De antemano, y en vísperas de la supercumbre de Niza, los principales países de la Unión acuden con parecidos criterios de generosidad: mantendremos unas posiciones que consideramos legítimas e imprescindibles. Pero si, en el último momento, viéramos que tales posiciones ponen en riesgo los resultados finales del encuentro, cederíamos. Lo haríamos por el bien de la Europa Unida, de sus planes de expansión, de su futuro y el del euro.

El euro empieza ya a servir de termómetro y de barómetro; es útil para tanto medir temperatura y presión en la dirección de la Unión, como para observar la marcha de la economía de la gran competidora, los Estados Unidos de América del Norte.
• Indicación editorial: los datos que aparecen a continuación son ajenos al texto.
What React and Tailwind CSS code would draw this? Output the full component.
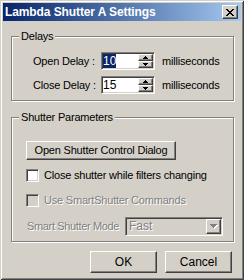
import React from "react";

// win2000 style bevels
const raised =
  "border border-t-white border-l-white border-r-[#404040] border-b-[#404040] shadow-[inset_-1px_-1px_0_#808080] bg-[#d4d0c8]";
const sunken =
  "border border-t-[#808080] border-l-[#808080] border-r-white border-b-white shadow-[inset_1px_1px_0_#404040,inset_-1px_-1px_0_#d4d0c8]";
const etched =
  "border border-[#808080] shadow-[1px_1px_0_#fff,inset_1px_1px_0_#fff]";

const ArrowUp = () => (
  <svg width="5" height="3" shapeRendering="crispEdges">
    <rect x="2" y="0" width="1" height="1" fill="#000" />
    <rect x="1" y="1" width="3" height="1" fill="#000" />
    <rect x="0" y="2" width="5" height="1" fill="#000" />
  </svg>
);

const ArrowDown = () => (
  <svg width="5" height="3" shapeRendering="crispEdges">
    <rect x="0" y="0" width="5" height="1" fill="#000" />
    <rect x="1" y="1" width="3" height="1" fill="#000" />
    <rect x="2" y="2" width="1" height="1" fill="#000" />
  </svg>
);

const Spinner = () => (
  <div className="flex flex-col w-[15px] h-[14px]">
    <div className={`${raised} h-[7px] flex items-center justify-center`}>
      <ArrowUp />
    </div>
    <div className={`${raised} h-[7px] flex items-center justify-center`}>
      <ArrowDown />
    </div>
  </div>
);

const NumberBox = ({ value, selected }) => (
  <div className={`${sunken} bg-white w-[54px] h-[18px] p-[1px] flex items-center`}>
    <div className="flex-1 text-[12px] leading-[14px] tracking-normal">
      <span className={selected ? "bg-[#0a246a] text-white" : "text-black"}>
        {value}
      </span>
    </div>
    <Spinner />
  </div>
);

const DelayRow = ({ label, value, selected }) => (
  <div className="flex items-center h-[18px]">
    <span className="w-[68px]">{label}</span>
    <NumberBox value={value} selected={selected} />
    <span className="ml-[7px]">milliseconds</span>
  </div>
);

const CheckRow = ({ label, disabled }) => (
  <div className="flex items-center h-[13px]">
    <div
      className={`${sunken} w-[13px] h-[13px] ${
        disabled ? "bg-[#d4d0c8]" : "bg-white"
      }`}
    />
    <span
      className={`ml-[5px] ${
        disabled ? "text-[#808080] [text-shadow:1px_1px_0_#fff]" : ""
      }`}
    >
      {label}
    </span>
  </div>
);

const CloseGlyph = () => (
  <svg width="8" height="7" shapeRendering="crispEdges">
    {[
      [0, 0], [6, 0],
      [1, 1], [5, 1],
      [2, 2], [4, 2],
      [3, 3],
      [2, 4], [4, 4],
      [1, 5], [5, 5],
      [0, 6], [6, 6],
    ].map(([x, y]) => (
      <rect key={`${x}-${y}`} x={x} y={y} width="2" height="1" fill="#000" />
    ))}
  </svg>
);

export default function App() {
  return (
    <div className="w-[244px] h-[280px] bg-[#d4d0c8] p-[3px] flex flex-col font-['Liberation_Sans',Arial,sans-serif] text-[11px] leading-[13px] tracking-[-0.2px] text-black shadow-[inset_1px_1px_0_#d4d0c8,inset_-1px_-1px_0_#404040,inset_2px_2px_0_#fff,inset_-2px_-2px_0_#808080]">
      {/* Title bar */}
      <div className="h-[18px] flex items-center justify-between bg-linear-to-r from-[#0a246a] to-[#a6caf0] pl-[2px] pr-[3px]">
        <span className="text-white font-bold text-[12px] tracking-[-0.1px]">
          Lambda Shutter A Settings
        </span>
        <div className={`${raised} w-[16px] h-[14px] flex items-center justify-center`}>
          <CloseGlyph />
        </div>
      </div>

      <div className="flex flex-col pl-[8px] pr-[7px]">
        {/* Delays */}
        <fieldset className={`${etched} mt-[9px] h-[71px] m-0 p-0`}>
          <legend className="ml-[7px] px-[2px] bg-[#d4d0c8] leading-[13px]">
            Delays
          </legend>
          <div className="flex flex-col gap-[6px] pt-[9px] pl-[21px]">
            <DelayRow label="Open Delay :" value="10" selected />
            <DelayRow label="Close Delay :" value="15" />
          </div>
        </fieldset>

        {/* Shutter Parameters */}
        <fieldset className={`${etched} mt-[10px] h-[131px] p-0`}>
          <legend className="ml-[7px] px-[2px] bg-[#d4d0c8] leading-[13px]">
            Shutter Parameters
          </legend>
          <div className="flex flex-col pt-[17px] pl-[14px]">
            <button
              className={`${raised} w-[150px] h-[19px] flex items-center justify-center text-[11px] tracking-[-0.2px]`}
            >
              Open Shutter Control Dialog
            </button>
            <div className="mt-[9px]">
              <CheckRow label="Close shutter while filters changing" />
            </div>
            <div className="mt-[12px]">
              <CheckRow label="Use SmartShutter Commands" disabled />
            </div>
            <div className="mt-[10px] flex items-center h-[19px]">
              <span className="w-[99px] pl-[1px] tracking-[-0.35px] text-[#808080] [text-shadow:1px_1px_0_#fff]">
                Smart Shutter Mode
              </span>
              <div className={`${sunken} w-[98px] h-[19px] p-[1px] flex items-center bg-[#d4d0c8]`}>
                <span className="flex-1 pl-[2px] text-[12px] tracking-normal text-[#808080] [text-shadow:1px_1px_0_#fff]">
                  Fast
                </span>
                <div className={`${raised} w-[15px] h-full flex items-center justify-center`}>
                  <svg width="8" height="5" shapeRendering="crispEdges">
                    <path d="M1 1h7v1H1zM2 2h5v1H2zM3 3h3v1H3zM4 4h1v1H4z" fill="#fff" />
                    <path d="M0 0h7v1H0zM1 1h5v1H1zM2 2h3v1H2zM3 3h1v1H3z" fill="#808080" />
                  </svg>
                </div>
              </div>
            </div>
          </div>
        </fieldset>

        {/* Buttons */}
        <div className="flex justify-end gap-[8px] mt-[9px] pr-[2px]">
          <button className={`${raised} w-[67px] h-[22px] text-[12px] tracking-normal`}>
            OK
          </button>
          <button className={`${raised} w-[67px] h-[22px] text-[12px] tracking-normal`}>
            Cancel
          </button>
        </div>
      </div>
    </div>
  );
}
Pero también el euro nos dirá, en los postres de la cumbre de Niza, si el resultado es aceptable, feliz, lamentable o pura expresión de los nacionalismos egoístas de cada uno de los quince Estados de la Unión.

Alemania viaja a Niza como vencedora previa –mantiene la sartén por el mango, y el mango también– dispuesta a ceder, Francia tal vez algo menos; y también España, que no sabe bien a qué carta quedarse, la del superhermano alemán o el supervecino galo.

Siempre termina por resolverse cuestiones tan arduas con el intercambio de cromos. Y después de todo, los buenos vecinos también sirven, deben servir, para resolver problemillas de la escalera comunitaria: la lucha antiterrorista, los trenes del AVE, las UMTS venideras, el futuro de Santa Bárbara. Hasta a las vacas locas se podría invocar esta vez en Niza.